[Entries from a dataset]

+ + + + + + +

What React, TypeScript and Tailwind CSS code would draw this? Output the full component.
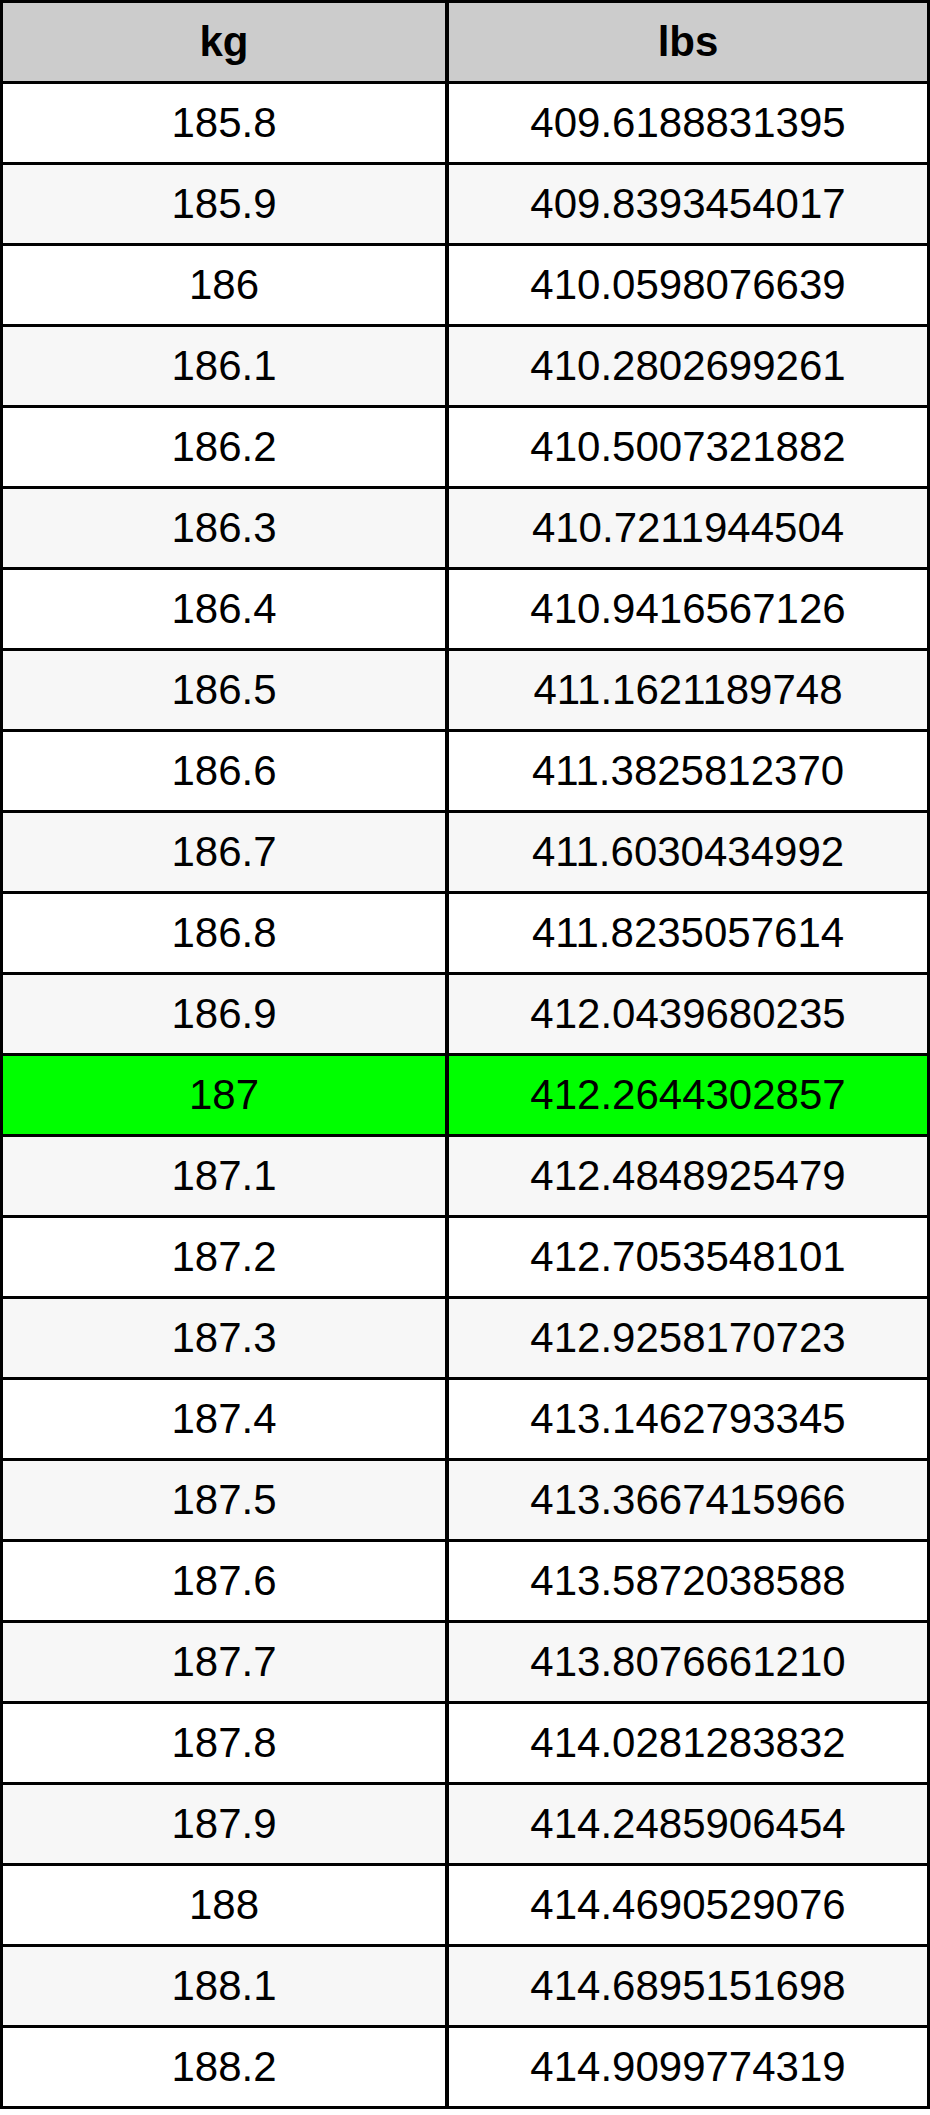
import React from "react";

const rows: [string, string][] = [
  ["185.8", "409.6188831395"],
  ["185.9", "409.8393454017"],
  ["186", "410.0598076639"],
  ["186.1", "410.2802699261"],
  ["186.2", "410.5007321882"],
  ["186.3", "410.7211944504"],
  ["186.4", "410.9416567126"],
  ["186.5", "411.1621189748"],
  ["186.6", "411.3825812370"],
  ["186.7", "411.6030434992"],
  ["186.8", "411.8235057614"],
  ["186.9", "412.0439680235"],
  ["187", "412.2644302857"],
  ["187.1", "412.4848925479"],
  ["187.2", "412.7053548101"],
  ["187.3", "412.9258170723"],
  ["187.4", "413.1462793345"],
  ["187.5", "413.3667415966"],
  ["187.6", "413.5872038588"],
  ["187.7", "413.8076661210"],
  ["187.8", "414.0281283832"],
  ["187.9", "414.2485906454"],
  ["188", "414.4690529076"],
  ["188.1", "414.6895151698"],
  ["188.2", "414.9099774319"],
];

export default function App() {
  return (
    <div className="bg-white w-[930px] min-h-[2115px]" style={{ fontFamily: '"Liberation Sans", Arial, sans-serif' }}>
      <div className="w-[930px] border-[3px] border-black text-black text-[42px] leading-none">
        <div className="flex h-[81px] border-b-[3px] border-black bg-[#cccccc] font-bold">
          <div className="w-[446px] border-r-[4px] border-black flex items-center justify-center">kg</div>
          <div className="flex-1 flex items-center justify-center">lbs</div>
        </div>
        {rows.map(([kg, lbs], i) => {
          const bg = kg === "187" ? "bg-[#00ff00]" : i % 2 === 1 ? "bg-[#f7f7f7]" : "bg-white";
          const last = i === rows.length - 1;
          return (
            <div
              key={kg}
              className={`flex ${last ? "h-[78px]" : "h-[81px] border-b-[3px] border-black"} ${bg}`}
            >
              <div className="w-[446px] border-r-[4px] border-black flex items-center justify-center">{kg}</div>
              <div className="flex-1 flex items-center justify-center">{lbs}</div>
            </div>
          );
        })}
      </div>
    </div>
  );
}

+ + + + + + +

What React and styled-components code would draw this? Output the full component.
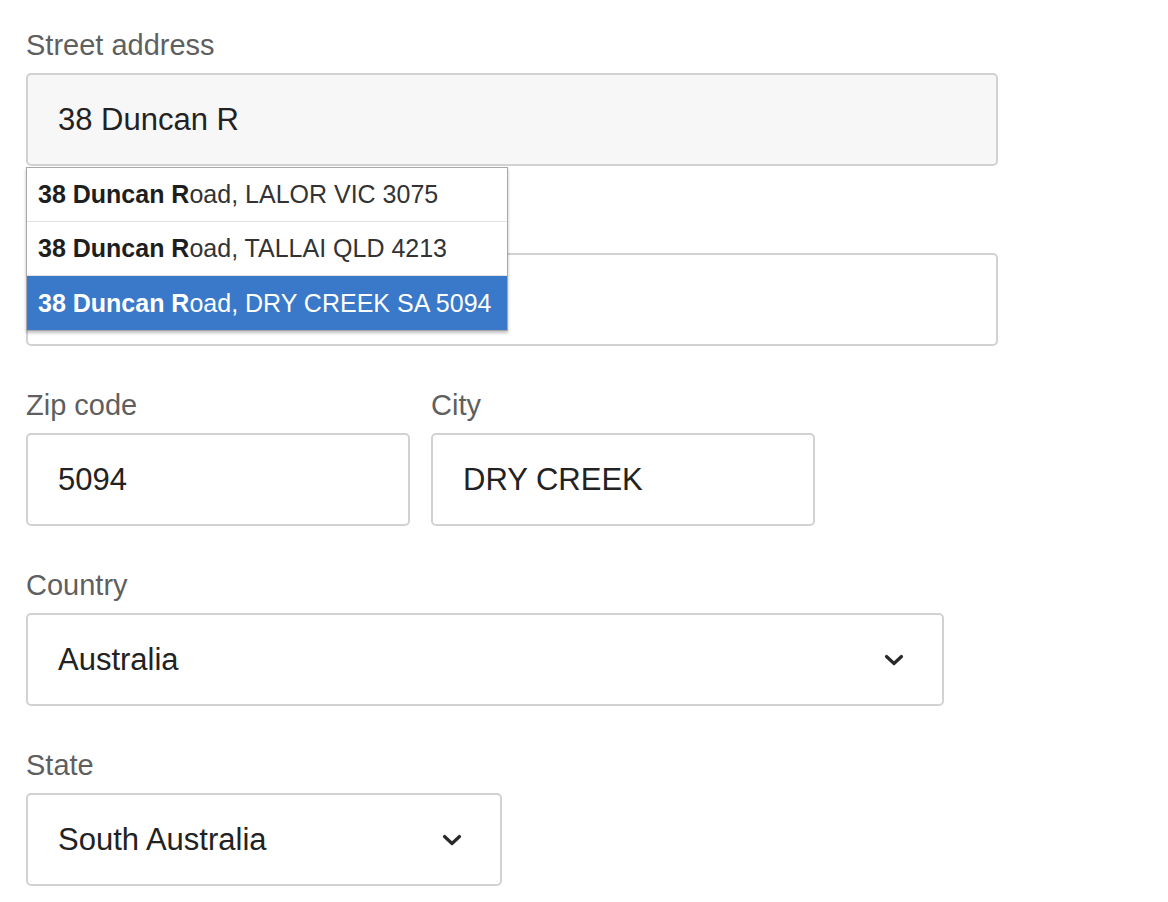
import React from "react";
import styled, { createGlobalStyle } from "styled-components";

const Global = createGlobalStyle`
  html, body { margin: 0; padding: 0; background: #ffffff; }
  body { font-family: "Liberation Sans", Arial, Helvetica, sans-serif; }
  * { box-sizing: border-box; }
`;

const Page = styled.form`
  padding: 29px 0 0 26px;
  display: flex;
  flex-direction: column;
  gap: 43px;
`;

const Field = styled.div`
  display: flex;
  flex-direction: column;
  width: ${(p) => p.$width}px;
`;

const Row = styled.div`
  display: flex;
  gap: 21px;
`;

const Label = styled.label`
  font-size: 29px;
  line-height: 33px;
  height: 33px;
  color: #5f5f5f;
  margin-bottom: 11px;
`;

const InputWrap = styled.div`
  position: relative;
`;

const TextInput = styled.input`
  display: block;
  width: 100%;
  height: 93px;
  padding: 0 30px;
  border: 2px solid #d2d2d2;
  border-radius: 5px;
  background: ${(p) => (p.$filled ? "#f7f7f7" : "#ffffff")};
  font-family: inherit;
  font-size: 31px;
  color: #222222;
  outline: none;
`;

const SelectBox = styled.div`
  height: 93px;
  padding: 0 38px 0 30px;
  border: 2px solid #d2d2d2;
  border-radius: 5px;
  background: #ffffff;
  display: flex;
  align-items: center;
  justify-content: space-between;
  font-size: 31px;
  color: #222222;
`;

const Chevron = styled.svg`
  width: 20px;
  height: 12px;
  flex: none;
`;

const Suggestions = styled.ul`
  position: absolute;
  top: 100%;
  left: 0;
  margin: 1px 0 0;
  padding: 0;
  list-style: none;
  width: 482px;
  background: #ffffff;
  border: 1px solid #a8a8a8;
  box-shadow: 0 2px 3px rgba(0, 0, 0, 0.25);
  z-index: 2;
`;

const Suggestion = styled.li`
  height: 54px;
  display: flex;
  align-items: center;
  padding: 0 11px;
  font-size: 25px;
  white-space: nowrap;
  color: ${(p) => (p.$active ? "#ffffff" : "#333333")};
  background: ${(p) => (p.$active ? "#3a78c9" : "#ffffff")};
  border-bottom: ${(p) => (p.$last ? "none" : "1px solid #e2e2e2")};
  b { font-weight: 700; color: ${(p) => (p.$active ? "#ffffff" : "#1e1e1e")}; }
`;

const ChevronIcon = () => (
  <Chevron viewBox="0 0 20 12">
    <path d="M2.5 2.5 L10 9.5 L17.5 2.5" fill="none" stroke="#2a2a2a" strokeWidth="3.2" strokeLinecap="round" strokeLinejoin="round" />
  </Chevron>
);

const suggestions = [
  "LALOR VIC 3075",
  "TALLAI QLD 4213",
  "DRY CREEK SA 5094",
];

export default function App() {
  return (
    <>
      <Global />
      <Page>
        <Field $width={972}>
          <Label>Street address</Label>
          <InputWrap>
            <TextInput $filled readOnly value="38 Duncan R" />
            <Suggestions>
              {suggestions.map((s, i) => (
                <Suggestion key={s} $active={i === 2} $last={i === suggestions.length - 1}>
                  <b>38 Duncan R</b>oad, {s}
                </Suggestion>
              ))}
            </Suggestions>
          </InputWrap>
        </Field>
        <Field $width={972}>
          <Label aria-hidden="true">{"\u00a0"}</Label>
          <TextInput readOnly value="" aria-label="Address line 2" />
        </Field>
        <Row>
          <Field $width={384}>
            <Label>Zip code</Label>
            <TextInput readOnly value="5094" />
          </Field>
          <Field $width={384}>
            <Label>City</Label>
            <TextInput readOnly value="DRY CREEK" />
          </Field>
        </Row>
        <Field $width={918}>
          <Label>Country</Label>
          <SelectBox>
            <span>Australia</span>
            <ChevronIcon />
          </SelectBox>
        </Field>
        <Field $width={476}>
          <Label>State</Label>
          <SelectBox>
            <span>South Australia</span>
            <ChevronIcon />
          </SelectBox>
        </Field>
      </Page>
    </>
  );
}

+ + + + + + +

> PROBLEM TO SOLVE
Pull every line containing "full" from the data.

> FINAL RESULT
What React, TypeScript and Tailwind CSS code would draw this? Output the full component.
What React and styled-components code would draw this? Output the full component.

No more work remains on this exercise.